Despite the need for greater automation Pitt is quick to point out that skilled personnel is still a greatly needed asset.

“Security automation is ideal for taking repeatable tasks and having a computer perform them with 100% accuracy thousands of times. In turn, this increases the need for skilled personnel as they can then focus on performing strategic actions. Instead of managing security products, their role changes to managing security. The cost savings will come from the efficiency offered by automation performing these repeatable tasks, and future-thinking organisations will be investing these savings back into keeping ahead of the bad guys.”

In a recent interview with Capacity Massimo Fatato, managing partner of next generation network practice at specialist consulting firm Cartesian, expressed a similar trend within the telecoms industry at large, making reference to the fact that many of these companies are losing younger talent to OTTs.

At the time Fatato said: “OTTs are more aligned in terms of mentality and the way they gear the business to the mentality of the younger people. It’s not a matter of training people or offering perks. What I see is that they’re not very motivated in the same way I was motivated, they are more motivated by the mission of the company. So if telcos continue operating the way they’ve been operating for the last 20 years, not only will they not attract young talent they will really disappear.”

Echoing this sentiment, Pitt said: “young talent will always gravitate toward what seems most exciting and this will continue to be a challenge. This means that traditional firms must change things up to attract and retain these people. From my experience, those that succeed will do so by ensuring that their new-hires are provided with a sufficient and rewarding career, rather than a job.”

In practical terms Pitt thinks that young talent needs to be trained, given time to study and keep their skills up to date, as well as be provided with a “suitable career path in cybersecurity”. He adds that smaller companies aren’t able to do this very easily because of the investment it requires but he adds that “If someone feels that they are strategic and useful to the business, they are more likely to stay around”.

Other findings on staffing from the report include: Only 35% say their organisations currently have the in-house expertise to be effective in using security automation to respond to malicious threats and 62% say they lack of in-house expertise diminishes their organisation’s security posture.

The report indicates that much of the skills shortage is caused by vendor sprawl as it leaves security personnel too busy processing alerts, events and logs to find malicious activity, meaning that they don’t have the manpower to implement critical automation technologies and results in diminishing security postures.

57% of respondants say they have interoperability issues among security technologies that diminish the effectiveness of automation technologies, 63% say it is difficult to integrate security automation technologies and tools with legacy systems, and 59% believe their organisation needs to streamline its number of vendors.

“There are multiple challenges with vendor sprawl,” says Pitt. “Organisations feel that they can’t find a single solution to all their problems, and so purchase multiple solutions which need to be managed. They then don’t have the time or resource to look at how different products could work together. Most products today either have direct integrations, or at least an API set to help.”

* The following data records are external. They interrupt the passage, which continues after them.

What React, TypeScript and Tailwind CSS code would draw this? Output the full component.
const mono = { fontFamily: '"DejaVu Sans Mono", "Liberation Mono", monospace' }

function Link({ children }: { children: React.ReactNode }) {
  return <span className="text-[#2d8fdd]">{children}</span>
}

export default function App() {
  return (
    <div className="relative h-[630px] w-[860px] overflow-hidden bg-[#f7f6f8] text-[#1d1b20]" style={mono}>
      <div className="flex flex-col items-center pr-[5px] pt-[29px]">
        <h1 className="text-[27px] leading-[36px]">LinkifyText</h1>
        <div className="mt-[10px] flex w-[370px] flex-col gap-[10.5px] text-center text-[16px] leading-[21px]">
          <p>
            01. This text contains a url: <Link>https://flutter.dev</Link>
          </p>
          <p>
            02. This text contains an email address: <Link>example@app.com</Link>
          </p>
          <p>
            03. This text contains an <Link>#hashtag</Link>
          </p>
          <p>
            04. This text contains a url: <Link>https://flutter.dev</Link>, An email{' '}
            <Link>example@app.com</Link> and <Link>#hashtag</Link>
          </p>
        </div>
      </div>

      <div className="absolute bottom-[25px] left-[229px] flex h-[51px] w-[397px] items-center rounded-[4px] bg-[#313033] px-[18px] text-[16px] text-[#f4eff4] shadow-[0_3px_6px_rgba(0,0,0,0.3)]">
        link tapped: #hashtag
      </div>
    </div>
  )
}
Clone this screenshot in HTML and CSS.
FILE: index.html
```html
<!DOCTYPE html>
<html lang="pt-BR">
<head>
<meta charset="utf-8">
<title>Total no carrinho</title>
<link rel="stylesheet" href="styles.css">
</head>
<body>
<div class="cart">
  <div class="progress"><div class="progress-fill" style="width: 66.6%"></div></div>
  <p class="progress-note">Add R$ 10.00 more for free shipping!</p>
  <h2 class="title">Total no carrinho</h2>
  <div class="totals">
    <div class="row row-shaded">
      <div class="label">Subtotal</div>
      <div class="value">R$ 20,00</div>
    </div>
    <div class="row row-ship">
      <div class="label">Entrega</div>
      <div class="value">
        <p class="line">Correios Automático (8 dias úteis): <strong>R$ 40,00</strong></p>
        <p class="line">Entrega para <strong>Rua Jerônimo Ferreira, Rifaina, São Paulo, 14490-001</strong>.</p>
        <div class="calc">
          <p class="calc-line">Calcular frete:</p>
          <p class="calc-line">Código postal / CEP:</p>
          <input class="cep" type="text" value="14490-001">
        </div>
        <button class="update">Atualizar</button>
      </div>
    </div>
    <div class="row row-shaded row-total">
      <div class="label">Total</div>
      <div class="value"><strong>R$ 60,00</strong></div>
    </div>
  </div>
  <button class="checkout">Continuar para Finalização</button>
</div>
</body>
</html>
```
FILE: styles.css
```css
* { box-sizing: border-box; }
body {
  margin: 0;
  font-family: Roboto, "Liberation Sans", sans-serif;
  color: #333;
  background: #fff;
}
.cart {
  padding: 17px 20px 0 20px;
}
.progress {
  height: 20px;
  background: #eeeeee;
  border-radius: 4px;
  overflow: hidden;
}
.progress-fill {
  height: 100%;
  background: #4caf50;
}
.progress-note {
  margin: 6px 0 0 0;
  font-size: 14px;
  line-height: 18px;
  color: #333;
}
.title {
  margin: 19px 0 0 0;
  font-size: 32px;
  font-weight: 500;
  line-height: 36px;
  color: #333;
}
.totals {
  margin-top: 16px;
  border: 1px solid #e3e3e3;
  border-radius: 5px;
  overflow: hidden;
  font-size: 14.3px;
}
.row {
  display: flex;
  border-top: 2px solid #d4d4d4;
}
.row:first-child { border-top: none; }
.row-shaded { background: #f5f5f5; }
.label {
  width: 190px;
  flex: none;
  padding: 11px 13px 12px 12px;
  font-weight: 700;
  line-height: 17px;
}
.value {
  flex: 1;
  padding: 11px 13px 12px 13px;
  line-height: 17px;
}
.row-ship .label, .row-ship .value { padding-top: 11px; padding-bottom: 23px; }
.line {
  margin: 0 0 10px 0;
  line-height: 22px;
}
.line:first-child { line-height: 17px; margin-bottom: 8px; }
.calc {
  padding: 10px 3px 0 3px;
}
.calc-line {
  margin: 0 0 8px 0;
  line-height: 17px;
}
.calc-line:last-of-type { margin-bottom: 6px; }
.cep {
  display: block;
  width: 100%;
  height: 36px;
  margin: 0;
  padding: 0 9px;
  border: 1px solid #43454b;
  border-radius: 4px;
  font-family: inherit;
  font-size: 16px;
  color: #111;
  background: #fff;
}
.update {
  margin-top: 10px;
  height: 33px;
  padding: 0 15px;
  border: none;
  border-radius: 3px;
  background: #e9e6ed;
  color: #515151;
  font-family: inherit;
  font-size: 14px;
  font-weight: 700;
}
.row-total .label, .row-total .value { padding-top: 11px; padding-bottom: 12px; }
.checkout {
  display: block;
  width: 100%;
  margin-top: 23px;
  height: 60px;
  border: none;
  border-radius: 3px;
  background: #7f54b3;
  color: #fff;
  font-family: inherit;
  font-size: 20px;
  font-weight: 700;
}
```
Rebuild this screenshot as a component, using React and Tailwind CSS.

Lastly the report found that the top two benefits of security automation are: increased productivity of security personnel (64%) and automated correlation of threat behavior to address the volume of threats (60%). In addition, 54% of respondents say these automation technologies simplify the process of detecting and responding to cyber threats and vulnerabilities.

“Cybersecurity is ever-evolving to keep up with what the bad guys are up to, but this does not mean that organisations can always have the absolute latest and greatest solution deployed because any new product introduces some element of risk to a stable environment and requires resources to effectively manage it. From a skills perspective, this constant evolution can make it challenging for security professionals to maintain relevant knowledge, as the relentless pace of cybersecurity often means that professionals can’t hone their skills quickly enough to keep up with these criminals.”